People have said that this film is exploitative. They are, of course, welcome to their opinions, but there is nothing exploitative about UNITED 93, any more than there was anything exploitative about APOLLO 13. Film has become a medium for reporting history, hopefully responsibly.
"9/11 Truthers," in love with conspiracy theories, advance the idea that the government planned the entire incident, but their "facts" are made of inference upon inference, skewed to acheive a particular result. Bushworld did not need 9/11 to advance it's Preemptive War Doctrine; any of a score of minor incidents would have sufficed. Hitler started World War II over a border incident at Gleiwitz, a phony incident in which German soldiers battled other German soldiers masquerading as Polish soldiers. A few phony mannequin soldiers were even "killed."
But there was certainly nothing phony about the deaths on 9/11.
The media and the establishment have made "heroes" out of the Flight 93 passengers, but this both embellishes and obscures the truth. Americans tend to like their "heroes" larger than life, infallible, brave beyond reckoning, and unblemished, the types of mythic figures of which we make statues.
Yet we forget that the true heroes are everyday people, like fathers and mothers who go to work each day, return home each night, and dedicate their lives to the kids and to little things like painting the garage, and people who keep on with an exhausting and impossible task to the end no matter the result.
The Flight 93 passengers are these kinds of heroes, heroes without quotation marks.
After hearing the news that the World Trade Center and The Pentagon had been attacked, realizing that they themselves were doomed if they did nothing, and faced with the reality that they most likely would die anyway, they fought back against the zeal-infected hijackers with airline cutlery, hot water, and sheer determination. Flight 93 became a manned cruise missile, a kamikaze mission, and a battleground on which a group of ordinary, terrified people transcended fear in order to take back what had been taken from them, their lives. That they died in no way diminishes what they accomplished.

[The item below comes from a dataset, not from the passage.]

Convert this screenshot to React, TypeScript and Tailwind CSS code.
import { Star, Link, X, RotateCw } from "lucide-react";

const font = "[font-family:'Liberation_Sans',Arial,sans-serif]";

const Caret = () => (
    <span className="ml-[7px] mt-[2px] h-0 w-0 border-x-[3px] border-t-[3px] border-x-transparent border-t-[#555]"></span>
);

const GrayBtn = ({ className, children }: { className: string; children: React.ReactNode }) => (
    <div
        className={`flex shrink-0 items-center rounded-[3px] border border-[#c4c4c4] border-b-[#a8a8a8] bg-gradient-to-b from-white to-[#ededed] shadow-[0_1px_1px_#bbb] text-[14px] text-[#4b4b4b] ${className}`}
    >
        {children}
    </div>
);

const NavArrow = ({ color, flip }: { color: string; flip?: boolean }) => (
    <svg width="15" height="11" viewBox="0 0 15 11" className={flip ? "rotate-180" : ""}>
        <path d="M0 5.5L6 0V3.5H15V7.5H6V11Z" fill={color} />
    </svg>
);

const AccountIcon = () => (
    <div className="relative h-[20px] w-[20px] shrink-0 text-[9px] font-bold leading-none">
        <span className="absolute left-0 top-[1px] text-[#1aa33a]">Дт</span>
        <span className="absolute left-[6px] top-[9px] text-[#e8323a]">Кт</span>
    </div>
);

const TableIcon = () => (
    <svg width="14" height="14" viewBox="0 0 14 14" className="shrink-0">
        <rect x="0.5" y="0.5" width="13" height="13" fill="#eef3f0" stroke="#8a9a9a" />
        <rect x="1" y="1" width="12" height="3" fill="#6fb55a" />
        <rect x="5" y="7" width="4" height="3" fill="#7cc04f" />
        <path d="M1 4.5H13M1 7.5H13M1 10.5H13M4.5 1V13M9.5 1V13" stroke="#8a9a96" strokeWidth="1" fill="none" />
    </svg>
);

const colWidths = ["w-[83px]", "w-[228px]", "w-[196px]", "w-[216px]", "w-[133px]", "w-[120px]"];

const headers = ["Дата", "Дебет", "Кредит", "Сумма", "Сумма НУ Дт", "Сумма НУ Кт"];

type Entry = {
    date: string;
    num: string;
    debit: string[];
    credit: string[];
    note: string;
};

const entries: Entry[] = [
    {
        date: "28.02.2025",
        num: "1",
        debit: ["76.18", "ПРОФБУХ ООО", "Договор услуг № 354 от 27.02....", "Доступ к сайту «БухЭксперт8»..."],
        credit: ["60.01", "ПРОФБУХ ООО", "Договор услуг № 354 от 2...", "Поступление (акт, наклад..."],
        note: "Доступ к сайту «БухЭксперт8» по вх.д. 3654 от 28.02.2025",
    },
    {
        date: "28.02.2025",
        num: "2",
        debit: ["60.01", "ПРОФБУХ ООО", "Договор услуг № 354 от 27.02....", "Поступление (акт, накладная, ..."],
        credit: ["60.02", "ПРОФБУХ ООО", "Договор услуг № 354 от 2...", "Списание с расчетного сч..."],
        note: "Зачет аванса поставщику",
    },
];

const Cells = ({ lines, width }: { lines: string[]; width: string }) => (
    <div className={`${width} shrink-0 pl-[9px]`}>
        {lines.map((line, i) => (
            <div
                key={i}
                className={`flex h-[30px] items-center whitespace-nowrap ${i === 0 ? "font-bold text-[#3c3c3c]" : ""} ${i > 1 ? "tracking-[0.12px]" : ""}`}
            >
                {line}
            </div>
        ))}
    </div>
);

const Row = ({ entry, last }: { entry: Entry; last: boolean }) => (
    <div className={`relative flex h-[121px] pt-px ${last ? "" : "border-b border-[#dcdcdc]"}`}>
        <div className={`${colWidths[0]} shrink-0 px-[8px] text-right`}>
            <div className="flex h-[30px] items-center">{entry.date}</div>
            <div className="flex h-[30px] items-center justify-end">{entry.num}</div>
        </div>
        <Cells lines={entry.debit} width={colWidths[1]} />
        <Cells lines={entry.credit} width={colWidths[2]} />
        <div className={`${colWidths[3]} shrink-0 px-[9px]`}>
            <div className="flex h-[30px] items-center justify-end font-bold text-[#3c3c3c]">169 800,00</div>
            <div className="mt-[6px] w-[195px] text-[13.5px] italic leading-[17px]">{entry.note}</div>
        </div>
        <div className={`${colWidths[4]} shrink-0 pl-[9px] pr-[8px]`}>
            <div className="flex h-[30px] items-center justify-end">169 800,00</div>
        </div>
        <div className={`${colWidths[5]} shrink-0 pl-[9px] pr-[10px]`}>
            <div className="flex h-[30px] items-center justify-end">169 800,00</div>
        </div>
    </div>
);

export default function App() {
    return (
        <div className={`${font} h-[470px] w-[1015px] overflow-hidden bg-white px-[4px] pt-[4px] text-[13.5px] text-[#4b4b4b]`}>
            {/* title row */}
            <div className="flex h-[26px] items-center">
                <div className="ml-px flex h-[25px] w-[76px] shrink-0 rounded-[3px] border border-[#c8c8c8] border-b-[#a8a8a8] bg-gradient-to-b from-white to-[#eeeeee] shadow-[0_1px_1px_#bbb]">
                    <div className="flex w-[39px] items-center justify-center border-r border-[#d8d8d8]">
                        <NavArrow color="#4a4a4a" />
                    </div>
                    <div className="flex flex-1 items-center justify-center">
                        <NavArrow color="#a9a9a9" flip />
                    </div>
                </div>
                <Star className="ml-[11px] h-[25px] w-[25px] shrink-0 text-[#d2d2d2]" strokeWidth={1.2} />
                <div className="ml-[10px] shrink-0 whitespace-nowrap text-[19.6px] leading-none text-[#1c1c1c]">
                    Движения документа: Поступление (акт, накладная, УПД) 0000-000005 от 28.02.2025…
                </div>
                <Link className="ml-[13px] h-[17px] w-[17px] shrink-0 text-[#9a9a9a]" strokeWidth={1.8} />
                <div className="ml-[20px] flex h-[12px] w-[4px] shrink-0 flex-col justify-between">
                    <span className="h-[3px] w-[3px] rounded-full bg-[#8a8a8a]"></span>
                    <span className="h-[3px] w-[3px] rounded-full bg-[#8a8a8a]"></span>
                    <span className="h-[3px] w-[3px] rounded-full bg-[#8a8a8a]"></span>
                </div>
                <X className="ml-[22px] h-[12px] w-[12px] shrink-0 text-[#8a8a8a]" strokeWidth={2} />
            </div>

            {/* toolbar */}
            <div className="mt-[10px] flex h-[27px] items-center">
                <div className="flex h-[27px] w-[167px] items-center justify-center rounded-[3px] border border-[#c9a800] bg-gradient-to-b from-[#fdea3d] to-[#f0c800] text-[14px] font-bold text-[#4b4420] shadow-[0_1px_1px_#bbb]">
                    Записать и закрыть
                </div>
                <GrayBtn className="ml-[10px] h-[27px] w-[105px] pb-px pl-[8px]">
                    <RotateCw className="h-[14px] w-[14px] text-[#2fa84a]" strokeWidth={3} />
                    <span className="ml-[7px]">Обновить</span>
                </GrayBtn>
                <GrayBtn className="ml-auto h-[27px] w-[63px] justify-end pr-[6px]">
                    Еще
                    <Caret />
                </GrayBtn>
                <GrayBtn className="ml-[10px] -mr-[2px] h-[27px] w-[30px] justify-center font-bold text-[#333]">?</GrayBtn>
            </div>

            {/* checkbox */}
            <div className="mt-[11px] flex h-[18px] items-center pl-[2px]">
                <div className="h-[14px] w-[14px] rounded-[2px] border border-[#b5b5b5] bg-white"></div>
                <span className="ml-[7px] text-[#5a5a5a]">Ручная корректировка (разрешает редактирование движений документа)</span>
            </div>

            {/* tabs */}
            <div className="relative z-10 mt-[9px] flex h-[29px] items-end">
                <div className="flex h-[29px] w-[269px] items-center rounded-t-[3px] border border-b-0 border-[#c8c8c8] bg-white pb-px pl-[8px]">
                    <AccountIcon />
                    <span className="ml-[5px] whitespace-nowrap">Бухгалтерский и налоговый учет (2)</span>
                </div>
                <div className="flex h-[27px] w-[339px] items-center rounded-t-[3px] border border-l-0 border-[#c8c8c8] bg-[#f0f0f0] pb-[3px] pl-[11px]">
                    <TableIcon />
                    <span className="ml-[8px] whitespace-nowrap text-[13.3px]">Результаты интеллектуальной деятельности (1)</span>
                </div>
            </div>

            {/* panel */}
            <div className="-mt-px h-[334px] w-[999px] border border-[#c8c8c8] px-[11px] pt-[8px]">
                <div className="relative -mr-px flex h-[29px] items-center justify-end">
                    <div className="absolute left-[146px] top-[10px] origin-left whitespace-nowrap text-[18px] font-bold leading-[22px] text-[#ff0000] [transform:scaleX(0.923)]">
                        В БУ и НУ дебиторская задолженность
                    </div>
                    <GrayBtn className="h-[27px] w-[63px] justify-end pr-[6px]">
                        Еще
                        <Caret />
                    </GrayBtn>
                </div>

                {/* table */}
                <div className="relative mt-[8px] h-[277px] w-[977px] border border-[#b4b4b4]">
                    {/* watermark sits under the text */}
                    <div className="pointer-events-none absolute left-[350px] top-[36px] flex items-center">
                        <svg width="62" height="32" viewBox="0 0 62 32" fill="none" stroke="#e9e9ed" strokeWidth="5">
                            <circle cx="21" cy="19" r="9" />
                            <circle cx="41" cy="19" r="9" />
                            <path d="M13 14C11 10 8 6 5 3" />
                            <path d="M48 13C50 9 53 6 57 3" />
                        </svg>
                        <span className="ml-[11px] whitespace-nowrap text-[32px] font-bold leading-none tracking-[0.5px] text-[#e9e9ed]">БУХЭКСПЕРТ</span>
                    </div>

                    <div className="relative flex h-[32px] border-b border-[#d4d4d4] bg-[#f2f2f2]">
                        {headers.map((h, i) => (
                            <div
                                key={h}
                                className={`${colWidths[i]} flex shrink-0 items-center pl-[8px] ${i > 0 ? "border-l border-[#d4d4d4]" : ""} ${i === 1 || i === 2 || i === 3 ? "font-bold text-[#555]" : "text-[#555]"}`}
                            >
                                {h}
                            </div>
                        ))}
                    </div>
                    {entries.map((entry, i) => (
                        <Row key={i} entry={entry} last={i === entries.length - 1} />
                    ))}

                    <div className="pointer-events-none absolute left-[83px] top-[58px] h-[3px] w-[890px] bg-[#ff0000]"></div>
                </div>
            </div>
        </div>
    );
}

This film is a fitting memorial to them.
Customer Rating:      Summary: Remembrance Comment: I saw this late last night and have to say, I watched it knowing I wouldn't be able to sleep afterwards and wanting to stop watching. Hard to do though, such is the grip the director exerts.

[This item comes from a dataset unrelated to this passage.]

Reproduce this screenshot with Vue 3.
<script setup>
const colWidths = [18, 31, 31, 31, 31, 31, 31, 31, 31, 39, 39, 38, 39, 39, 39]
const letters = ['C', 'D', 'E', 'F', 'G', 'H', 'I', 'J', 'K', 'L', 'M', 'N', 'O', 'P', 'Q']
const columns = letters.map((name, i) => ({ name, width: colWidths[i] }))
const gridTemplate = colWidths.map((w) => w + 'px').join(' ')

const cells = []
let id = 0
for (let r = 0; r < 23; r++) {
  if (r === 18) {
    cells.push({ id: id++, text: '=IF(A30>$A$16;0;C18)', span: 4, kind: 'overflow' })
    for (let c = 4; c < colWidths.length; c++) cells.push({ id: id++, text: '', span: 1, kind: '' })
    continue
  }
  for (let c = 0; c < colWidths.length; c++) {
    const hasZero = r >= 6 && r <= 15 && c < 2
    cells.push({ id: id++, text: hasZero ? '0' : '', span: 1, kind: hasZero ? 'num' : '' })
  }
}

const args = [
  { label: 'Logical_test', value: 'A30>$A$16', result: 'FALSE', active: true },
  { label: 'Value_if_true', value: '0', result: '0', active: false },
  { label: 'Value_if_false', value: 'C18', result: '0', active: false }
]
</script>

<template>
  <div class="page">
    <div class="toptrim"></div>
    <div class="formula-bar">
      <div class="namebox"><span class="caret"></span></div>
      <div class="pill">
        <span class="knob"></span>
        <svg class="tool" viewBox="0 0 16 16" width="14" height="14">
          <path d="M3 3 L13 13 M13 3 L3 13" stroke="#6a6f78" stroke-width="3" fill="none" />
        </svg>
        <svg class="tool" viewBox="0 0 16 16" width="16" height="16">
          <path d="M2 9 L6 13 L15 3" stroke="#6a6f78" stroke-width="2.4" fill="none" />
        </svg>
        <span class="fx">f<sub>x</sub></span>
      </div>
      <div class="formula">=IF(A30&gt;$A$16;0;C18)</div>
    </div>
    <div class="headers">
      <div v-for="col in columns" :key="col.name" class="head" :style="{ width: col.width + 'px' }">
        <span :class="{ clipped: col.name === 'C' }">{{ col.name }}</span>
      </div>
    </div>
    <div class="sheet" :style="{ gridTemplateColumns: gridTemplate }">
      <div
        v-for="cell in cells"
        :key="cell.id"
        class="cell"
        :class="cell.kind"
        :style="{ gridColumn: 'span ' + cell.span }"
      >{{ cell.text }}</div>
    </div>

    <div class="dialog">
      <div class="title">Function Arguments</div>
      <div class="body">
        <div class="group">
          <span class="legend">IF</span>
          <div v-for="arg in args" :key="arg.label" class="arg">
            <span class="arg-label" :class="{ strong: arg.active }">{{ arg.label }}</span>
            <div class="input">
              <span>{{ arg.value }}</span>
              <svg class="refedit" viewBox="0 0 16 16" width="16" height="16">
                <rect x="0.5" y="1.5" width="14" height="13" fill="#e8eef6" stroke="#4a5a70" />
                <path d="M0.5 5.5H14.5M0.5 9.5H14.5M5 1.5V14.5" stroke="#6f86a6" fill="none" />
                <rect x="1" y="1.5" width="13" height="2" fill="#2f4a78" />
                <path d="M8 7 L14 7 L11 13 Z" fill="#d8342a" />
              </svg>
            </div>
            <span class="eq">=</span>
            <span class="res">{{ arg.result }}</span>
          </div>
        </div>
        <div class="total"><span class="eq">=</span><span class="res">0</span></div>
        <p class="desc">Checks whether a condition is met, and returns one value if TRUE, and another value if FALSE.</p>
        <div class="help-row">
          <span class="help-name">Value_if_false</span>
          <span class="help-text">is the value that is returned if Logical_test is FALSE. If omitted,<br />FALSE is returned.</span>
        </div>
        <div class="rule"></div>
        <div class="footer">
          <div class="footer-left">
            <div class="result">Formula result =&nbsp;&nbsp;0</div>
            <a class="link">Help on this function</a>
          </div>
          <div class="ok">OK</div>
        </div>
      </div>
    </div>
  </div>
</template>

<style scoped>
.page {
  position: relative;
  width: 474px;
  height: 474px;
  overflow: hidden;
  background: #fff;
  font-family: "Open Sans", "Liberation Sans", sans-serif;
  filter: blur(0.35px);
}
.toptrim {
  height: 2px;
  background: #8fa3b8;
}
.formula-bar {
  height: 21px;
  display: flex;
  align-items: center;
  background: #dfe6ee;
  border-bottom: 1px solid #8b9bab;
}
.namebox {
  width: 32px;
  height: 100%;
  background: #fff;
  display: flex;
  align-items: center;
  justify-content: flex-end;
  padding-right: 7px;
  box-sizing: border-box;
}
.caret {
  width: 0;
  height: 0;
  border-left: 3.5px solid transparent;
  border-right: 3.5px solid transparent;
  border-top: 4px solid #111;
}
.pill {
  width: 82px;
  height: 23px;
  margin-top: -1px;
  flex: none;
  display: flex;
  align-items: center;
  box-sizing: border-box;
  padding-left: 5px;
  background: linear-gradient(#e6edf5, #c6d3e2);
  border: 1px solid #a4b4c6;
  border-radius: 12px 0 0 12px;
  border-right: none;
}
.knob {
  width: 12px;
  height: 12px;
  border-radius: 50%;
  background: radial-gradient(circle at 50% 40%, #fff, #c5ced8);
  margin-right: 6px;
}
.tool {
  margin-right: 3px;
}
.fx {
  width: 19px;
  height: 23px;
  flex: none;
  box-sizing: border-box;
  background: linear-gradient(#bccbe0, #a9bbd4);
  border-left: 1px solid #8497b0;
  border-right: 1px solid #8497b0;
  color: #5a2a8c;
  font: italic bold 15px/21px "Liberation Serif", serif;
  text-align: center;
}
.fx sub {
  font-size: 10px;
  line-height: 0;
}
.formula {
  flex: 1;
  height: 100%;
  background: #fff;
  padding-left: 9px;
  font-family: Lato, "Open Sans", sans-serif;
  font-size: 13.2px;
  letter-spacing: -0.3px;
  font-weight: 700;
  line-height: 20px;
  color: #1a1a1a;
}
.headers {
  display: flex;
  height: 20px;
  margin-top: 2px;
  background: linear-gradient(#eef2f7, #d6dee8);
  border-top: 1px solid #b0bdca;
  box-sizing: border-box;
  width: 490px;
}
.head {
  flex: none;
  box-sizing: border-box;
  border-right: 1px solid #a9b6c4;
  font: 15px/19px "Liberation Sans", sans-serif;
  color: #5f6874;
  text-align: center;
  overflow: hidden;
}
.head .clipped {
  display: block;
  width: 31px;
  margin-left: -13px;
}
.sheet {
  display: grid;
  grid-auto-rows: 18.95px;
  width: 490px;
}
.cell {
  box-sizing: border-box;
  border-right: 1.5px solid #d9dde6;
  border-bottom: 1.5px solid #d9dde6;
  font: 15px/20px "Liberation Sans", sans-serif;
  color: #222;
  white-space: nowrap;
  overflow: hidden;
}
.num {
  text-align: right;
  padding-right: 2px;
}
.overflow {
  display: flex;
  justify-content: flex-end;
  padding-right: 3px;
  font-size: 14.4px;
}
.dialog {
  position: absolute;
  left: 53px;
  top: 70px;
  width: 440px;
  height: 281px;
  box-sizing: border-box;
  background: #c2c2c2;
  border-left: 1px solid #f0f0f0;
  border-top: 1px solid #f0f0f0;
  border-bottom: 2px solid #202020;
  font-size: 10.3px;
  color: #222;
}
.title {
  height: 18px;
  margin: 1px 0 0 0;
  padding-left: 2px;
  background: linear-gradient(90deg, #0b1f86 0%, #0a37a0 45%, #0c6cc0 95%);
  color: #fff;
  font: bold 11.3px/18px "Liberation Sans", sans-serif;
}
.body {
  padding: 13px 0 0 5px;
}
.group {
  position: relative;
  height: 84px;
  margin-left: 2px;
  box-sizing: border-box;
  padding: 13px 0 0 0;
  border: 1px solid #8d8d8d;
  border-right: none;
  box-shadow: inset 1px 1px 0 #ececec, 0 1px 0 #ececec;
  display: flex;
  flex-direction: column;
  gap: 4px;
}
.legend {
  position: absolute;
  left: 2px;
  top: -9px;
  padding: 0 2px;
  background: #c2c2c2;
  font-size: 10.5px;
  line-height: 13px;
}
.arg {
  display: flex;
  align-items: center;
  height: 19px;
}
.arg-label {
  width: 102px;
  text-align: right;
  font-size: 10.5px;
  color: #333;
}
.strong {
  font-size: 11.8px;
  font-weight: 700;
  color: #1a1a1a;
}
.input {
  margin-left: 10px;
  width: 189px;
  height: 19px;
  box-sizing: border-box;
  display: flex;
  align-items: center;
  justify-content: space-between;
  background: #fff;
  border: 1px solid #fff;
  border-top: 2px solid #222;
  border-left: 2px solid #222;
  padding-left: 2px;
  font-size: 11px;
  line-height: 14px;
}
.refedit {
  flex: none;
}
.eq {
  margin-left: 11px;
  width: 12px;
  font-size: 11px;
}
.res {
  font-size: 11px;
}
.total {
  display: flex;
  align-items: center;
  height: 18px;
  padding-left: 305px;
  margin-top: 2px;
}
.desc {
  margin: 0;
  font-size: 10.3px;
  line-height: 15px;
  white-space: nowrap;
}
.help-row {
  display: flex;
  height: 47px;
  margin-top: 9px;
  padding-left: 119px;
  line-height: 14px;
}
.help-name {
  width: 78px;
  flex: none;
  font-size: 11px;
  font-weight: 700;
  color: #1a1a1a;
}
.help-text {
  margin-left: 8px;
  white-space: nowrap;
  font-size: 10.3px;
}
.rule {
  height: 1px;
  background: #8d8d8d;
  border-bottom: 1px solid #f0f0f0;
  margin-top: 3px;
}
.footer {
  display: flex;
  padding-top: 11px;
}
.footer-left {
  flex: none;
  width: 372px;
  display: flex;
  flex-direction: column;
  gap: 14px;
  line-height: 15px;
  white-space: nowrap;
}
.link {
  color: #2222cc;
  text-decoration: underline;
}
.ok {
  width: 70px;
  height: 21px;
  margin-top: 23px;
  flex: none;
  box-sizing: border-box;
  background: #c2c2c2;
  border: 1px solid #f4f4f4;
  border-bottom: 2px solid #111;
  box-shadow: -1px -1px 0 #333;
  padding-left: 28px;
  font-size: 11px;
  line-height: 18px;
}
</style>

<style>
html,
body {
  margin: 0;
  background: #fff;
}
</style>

Of course, the story itself is so deeply compelling that even if it had been badly made it would have been dificult to switch off. The sense of "this could just as easily have happened to me" is overwhelming.
We all have memories of that day, and one of mine is of a little snippet of the confusion: at one point the media was announcing that a bomb/plane had hit the State Department, a story that disappeared without trace within hours. That confusion, when it is not clear what is true and what is not, is well-captured here - particularly among the air-traffic controllers.
After the second plane hit no one knew whether there was just one more to come or fifty. Of the thousands of planes flying over the US, any number could have been potential missiles. And clearly, no one had ever envisaged the possibility of something like this happening, so for a moment all the experts and professionals were lost in a "what do we do now" helplessness.
The sheer courage of the passengers in rebelling should never be underestimated. It would have been remarkable even if there had been previous, similar hijackings, and from the beginning it had been obvious what was going on. In the heat of that terrible moment, in which almost everyone else was dumbfounded or paralysed, it was truly extraordinary.